Вольт не заметил, как на глазах у него возникли слезы, глотку сжало что-то непонятное, опасное, – впрочем, он ведал, что это такое, научился сопротивляться боли, но сопротивляться не стал, – все-таки музыка есть музыка, у нее свои способы пленить человека и свои формулы пленения.
Неожиданно в середине зала что-то зашевелилось, задвигалось, раздалось протяжное многоголосое «О-о-ох!» – следом кто-то громко прокричал:
– Врача!
Дирижер засек непорядок в зале первым, резко, по-солдатски развернулся, взмахнул черной лаковой палочкой, звук завибрировал, уходя вниз, и героическая симфония растаяла в воздухе.
В то же мгновение в двух местах зала поднялись двое в шинелях, перепоясанных ремнями, – два врача, мигом переместились в центр и склонились над человеком, бескостно осевшем в своем кресле.
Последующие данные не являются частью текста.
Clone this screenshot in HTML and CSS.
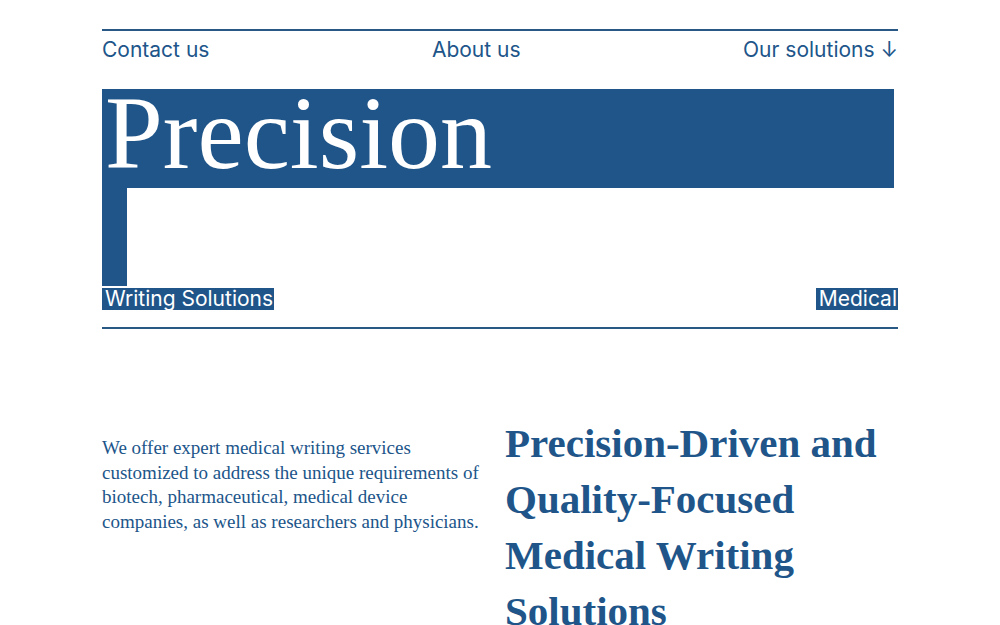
FILE: index.html
```html
<!DOCTYPE html>
<html lang="en">
<head>
<meta charset="utf-8">
<title>Precision Writing Solutions</title>
<link rel="stylesheet" href="styles.css">
</head>
<body>
<div class="page">
  <header class="top">
    <nav class="nav">
      <a class="nav-link" href="#">Contact us</a>
      <a class="nav-link" href="#">About us</a>
      <a class="nav-link" href="#">Our solutions ↓</a>
    </nav>
  </header>
  <section class="hero">
    <h1 class="hero-title">Precision</h1>
    <div class="hero-bar"></div>
    <div class="hero-labels">
      <span class="label">Writing Solutions</span>
      <span class="label">Medical</span>
    </div>
  </section>
  <section class="intro">
    <p class="intro-text">We offer expert medical writing services customized to address the unique requirements of biotech, pharmaceutical, medical device companies, as well as researchers and physicians.</p>
    <h2 class="intro-heading">Precision-Driven and Quality-Focused Medical Writing Solutions</h2>
  </section>
</div>
</body>
</html>
```
FILE: styles.css
```css
html, body {
  margin: 0;
  padding: 0;
  background: #ffffff;
}
.page {
  width: 796px;
  margin: 0 auto;
  padding-top: 29px;
  color: #20558a;
}
.top {
  border-top: 2px solid #2a5884;
}
.nav {
  display: flex;
  justify-content: space-between;
  margin-top: 7px;
  font-family: "Inter", "Liberation Sans", sans-serif;
  font-size: 21px;
  line-height: 24px;
}
.nav-link {
  color: #20558a;
  text-decoration: none;
}
.hero {
  margin-top: 27px;
  border-bottom: 2px solid #2a5884;
  padding-bottom: 17px;
}
.hero-title {
  margin: 0;
  width: 792px;
  height: 99px;
  background: #1f5589;
  color: #ffffff;
  font-family: "Liberation Serif", serif;
  font-weight: normal;
  font-size: 104px;
  line-height: 87px;
  padding-left: 3px;
  box-sizing: border-box;
}
.hero-bar {
  width: 25px;
  height: 98px;
  background: #1f5589;
}
.hero-labels {
  display: flex;
  justify-content: space-between;
  margin-top: 2px;
}
.label {
  display: inline-block;
  height: 22px;
  line-height: 22px;
  padding: 0 1px 0 3px;
  background: #1f5589;
  color: #ffffff;
  font-family: "Inter", "Liberation Sans", sans-serif;
  font-size: 21px;
}
.intro {
  display: grid;
  grid-template-columns: 1fr 1fr;
  column-gap: 10px;
  margin-top: 86px;
  align-items: start;
}
.intro-text {
  margin: 21px 0 0;
  font-family: "Liberation Serif", serif;
  font-size: 19px;
  line-height: 24.5px;
}
.intro-heading {
  margin: 0;
  font-family: "Liberation Serif", serif;
  font-weight: bold;
  font-size: 41px;
  line-height: 56px;
}
```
В гнетущей тишине, возникшей в пространстве после того, как Элиасберг остановил горестный поток звуков, они разом выпрямились, и люди, находившиеся в зале, поняли, что помочь несчастному уже ничем нельзя.
Его вынесли из зала без носилок, – как в бою, – подхватили за ноги, за руки и в скорбном молчании направились к двери: вот еще у одного человека жизнь оборвалась.
Когда дверь за покойником закрылась, Элиасберг снова взмахнул своей магический палочкой, мигом погружаясь в мир иной, в который мало кто имеет возможность войти, заставляющий человека заплакать, и Вольт, наверное, заплакал бы, да только слезы не всегда появлялись, усталый голодный организм выделял их очень мало.
И что было печально – смерть человека в рядах концертного зала публика приняла как должное, – настолько смерть приелась ей и сделалась родной. Многие из тех, кто был здесь, с ней ложились ночью спать, утром с ней и вставали…
Смерть человека (хотя блокадник, как считало большинство присутствующих, это уже не человек) не помешала торжеству музыки, в итоге Элиасбергу хлопали долго, очень долго, но зал буквально взорвался грохотом рукоплесканий, когда Люба Жакова, сидевшая рядом с Вольтом, вдруг поднялась и по тесному проходу, заполненному моряками, устремилась к оркестру. На ходу, по-колдовски изгибаясь, она развернула бумажный кулек, который держала в руках, скомкала обертку, обнажая трогательно-нежные растения, цветом своим похожие на ночь, подступившую после затяжного вечера к людям, щемящую до тоски, лишенную бравурных – рыжих, малиновых и прочих ярких тонов.
Люба действовала как волшебница, никто даже предположить не мог, что она из бумажного рундучка вытащит живые цветы – живые! В зале словно бы душистым маем запахло… Аплодисменты звучали долго. И сухой, словно бы выжаренный холодом Элиасберг на них кланялся, кланялся, кланялся…
После Любы словно бы плотину прорвало – одна женщина с зелеными медицинскими петлицами на воротнике телогрейки, – в петлицах тускло поблескивали защитной краской железные капитанские шпалы, – передала дирижеру полное ведро картошки… Это был царский подарок, но все равно он не переплюнул цветы Любы Жаковой, – цветы были выше, они удивили, поразили каждого, кто находился в зале.
Дарили Элиасбергу не только цветы, после капитана-медика к дирижеру вышла еще одна женщина (о подарках думали только они, мужчины, пришедшие с передовой, этой возможности были лишены) и протянула Элиасбергу целую авоську морковки – свежей, дочиста отмытой, видать, недавно доставленной с Большой земли.
На глазах женщины блестели слезы.
– Спасибо вам, – негромко, глуховатым простуженным голосом проговорила она, оглянулась беспомощно – ей показалось, что дирижер не разобрал сказанного, а повысить голос она не могла, не было сил, но ее услышал не только дирижер, но и зал, женщина это поняла, протянула Элиасбергу авоську. – Не обессудьте, возьмите, пожалуйста!